General Motors has issued a recall for 2.6 million vehicles. Among the recalled vehicles are the Chevy Cobalt and the Saturn Ion. These vehicles have been recalled because of faulty ignition switches. When bumped, an ignition switch can turn off automatically, shutting off the car’s engine and disabling its air bags.
Problems with the ignition switches were allegedly discovered as early as 2001, but the company did not issue a recall until this past February. According to the New York Times, GM’s new CEO, Mary Barra, recently testified at a congressional hearing that she had not become aware of the defect until December 2013, two months before issuing the recall. The House Energy and Commerce Committee has gathered numerous documents from GM as part of an ongoing investigation.

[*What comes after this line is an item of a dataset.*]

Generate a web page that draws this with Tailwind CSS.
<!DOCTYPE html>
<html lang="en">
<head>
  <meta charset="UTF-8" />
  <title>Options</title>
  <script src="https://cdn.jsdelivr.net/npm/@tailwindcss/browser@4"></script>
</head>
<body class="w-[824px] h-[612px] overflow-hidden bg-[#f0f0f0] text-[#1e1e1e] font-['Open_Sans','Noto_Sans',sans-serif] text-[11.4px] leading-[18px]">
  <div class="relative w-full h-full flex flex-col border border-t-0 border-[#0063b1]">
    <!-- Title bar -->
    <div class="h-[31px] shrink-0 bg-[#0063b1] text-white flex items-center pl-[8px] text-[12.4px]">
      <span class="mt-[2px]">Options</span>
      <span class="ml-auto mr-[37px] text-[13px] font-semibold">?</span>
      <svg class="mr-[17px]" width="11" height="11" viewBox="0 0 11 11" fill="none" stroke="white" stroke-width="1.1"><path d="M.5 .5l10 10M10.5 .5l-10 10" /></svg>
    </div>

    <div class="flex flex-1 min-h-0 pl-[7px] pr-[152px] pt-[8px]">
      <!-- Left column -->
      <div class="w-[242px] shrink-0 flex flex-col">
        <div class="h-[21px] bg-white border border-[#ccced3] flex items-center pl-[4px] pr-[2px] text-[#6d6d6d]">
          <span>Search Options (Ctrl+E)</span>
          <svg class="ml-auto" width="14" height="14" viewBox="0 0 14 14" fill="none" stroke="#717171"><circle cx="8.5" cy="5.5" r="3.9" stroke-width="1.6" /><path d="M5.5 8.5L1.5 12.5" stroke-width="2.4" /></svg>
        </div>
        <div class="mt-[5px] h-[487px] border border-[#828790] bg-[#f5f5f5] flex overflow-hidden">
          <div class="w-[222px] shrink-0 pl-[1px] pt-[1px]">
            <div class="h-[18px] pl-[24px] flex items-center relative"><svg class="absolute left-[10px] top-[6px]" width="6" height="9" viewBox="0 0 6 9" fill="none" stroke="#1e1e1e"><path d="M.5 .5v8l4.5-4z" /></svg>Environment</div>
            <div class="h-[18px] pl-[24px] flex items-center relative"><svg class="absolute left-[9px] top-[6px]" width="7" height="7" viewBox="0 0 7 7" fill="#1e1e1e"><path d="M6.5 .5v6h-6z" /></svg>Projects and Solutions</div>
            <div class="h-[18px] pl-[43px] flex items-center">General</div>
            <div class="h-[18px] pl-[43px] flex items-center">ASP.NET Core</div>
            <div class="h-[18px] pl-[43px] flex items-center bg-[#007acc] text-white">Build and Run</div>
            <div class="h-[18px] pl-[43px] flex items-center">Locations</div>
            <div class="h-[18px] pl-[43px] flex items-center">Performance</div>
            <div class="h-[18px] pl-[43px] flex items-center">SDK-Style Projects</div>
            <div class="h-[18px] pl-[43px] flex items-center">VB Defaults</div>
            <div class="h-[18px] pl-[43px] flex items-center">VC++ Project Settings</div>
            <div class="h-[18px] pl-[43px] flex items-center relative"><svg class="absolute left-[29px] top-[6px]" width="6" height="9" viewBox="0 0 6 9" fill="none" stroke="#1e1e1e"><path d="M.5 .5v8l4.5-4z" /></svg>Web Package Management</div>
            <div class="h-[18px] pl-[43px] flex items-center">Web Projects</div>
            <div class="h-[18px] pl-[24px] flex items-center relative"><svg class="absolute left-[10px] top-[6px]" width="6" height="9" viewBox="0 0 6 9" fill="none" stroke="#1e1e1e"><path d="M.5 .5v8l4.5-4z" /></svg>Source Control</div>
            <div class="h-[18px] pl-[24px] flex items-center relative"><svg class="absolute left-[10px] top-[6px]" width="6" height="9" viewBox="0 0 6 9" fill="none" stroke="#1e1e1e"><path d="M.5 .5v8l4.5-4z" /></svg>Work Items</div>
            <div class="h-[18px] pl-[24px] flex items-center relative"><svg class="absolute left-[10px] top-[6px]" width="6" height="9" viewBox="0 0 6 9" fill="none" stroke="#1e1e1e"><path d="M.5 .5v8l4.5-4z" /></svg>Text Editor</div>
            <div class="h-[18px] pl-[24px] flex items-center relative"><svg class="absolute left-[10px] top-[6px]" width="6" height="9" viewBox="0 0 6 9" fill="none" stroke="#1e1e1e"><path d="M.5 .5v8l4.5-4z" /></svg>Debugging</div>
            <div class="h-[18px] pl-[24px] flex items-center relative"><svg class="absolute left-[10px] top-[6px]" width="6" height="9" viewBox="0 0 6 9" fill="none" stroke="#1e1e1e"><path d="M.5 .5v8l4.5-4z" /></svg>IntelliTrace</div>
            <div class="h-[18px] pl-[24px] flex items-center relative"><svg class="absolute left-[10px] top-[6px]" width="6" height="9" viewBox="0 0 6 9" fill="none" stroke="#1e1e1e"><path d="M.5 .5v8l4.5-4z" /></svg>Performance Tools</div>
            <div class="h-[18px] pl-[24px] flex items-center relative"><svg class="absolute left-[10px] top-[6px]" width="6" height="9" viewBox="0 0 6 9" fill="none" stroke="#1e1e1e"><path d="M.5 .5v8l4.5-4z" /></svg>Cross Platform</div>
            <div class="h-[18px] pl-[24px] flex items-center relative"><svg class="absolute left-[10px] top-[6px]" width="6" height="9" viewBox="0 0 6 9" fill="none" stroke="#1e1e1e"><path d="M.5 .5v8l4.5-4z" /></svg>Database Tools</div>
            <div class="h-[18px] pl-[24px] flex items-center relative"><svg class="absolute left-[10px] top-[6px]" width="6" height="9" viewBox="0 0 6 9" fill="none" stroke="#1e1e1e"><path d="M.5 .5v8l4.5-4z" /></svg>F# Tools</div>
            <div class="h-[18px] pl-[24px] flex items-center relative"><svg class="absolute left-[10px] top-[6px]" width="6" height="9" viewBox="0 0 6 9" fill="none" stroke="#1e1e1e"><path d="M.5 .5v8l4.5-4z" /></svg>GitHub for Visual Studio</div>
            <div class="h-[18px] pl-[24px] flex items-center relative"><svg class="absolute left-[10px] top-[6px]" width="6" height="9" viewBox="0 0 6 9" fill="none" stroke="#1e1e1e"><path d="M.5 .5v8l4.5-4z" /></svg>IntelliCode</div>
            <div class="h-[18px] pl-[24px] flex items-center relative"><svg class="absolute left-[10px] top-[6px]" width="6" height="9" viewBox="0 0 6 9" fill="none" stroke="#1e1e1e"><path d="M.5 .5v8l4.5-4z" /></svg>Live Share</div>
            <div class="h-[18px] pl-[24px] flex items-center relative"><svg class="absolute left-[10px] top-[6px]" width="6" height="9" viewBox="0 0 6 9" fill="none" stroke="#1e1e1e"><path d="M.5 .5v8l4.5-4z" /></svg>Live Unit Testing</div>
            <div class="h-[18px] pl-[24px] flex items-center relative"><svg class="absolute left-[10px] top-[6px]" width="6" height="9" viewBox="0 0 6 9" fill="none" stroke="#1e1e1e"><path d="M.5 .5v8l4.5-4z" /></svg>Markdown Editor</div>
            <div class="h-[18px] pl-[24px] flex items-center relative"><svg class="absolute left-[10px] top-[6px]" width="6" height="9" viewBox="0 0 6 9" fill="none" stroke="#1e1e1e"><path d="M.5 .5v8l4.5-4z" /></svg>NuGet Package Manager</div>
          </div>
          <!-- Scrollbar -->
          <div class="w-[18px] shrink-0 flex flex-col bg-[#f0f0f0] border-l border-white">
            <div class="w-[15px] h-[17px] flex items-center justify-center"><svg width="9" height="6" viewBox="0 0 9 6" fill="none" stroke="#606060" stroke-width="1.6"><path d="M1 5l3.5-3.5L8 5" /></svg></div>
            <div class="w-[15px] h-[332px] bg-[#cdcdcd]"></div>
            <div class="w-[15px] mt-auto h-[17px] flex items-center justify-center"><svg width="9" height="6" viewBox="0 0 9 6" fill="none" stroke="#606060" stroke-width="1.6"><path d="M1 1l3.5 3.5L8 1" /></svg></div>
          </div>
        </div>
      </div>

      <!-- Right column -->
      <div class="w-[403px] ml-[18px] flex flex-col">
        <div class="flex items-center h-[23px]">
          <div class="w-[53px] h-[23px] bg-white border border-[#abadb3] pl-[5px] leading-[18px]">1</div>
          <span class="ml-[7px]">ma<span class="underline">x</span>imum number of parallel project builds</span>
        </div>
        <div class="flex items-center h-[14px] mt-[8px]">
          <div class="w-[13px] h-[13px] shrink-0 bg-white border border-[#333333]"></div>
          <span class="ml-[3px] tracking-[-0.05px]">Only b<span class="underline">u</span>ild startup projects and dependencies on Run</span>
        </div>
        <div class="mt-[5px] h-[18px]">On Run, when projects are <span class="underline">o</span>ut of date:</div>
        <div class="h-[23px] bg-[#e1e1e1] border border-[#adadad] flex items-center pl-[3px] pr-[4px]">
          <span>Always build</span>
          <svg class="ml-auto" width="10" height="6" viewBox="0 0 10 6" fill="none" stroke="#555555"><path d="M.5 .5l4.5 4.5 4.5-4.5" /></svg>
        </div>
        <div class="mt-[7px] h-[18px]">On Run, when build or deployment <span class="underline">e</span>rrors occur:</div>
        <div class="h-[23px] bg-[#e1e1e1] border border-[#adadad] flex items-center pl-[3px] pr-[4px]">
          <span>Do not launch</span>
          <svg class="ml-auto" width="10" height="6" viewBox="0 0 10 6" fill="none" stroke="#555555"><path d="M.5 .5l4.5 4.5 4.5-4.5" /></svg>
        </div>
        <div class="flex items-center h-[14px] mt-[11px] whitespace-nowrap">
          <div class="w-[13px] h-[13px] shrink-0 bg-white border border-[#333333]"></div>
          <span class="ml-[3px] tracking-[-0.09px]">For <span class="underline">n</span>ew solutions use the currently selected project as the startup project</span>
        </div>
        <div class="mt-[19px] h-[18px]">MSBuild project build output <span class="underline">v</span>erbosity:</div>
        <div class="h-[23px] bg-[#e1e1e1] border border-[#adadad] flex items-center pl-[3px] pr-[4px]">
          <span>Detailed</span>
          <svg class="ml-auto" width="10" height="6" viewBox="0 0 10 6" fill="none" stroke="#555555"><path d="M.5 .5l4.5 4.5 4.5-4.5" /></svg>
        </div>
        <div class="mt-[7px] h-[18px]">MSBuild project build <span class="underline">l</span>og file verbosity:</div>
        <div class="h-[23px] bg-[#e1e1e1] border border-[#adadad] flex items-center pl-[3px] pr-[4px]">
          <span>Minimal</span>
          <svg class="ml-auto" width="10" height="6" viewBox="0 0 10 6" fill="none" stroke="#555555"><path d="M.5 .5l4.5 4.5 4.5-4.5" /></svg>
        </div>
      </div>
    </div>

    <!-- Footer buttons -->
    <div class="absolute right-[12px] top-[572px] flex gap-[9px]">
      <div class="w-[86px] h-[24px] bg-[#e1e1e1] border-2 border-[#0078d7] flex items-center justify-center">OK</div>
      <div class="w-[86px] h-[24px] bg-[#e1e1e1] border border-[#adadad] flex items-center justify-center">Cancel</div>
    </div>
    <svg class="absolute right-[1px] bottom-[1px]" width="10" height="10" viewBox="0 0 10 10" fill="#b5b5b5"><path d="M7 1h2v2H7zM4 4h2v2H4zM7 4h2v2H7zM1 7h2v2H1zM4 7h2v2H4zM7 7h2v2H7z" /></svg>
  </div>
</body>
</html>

Nationwide, GM has confirmed that this defect resulted in 13 deaths. GM has not publicly disclosed a list of confirmed victims, leaving loved ones to speculate on whether the ignition defect played a part in the death of their family member. Furthermore, proving whether the ignition defect caused a deadly crash may be difficult. Cars contain black boxes, which act as sensors and begin recording when they sense an impending impact. These boxes may stop recording due to subsequent impacts or can be easily damaged due to the collision, leaving potentially crucial information on the cause of the crash inaccessible.
Bruce E. Newman has begun an investigation into a recall related claim. If you or a loved one was involved in an accident that may have been the result of a defective ignition switch, please call him at 860.583.5200.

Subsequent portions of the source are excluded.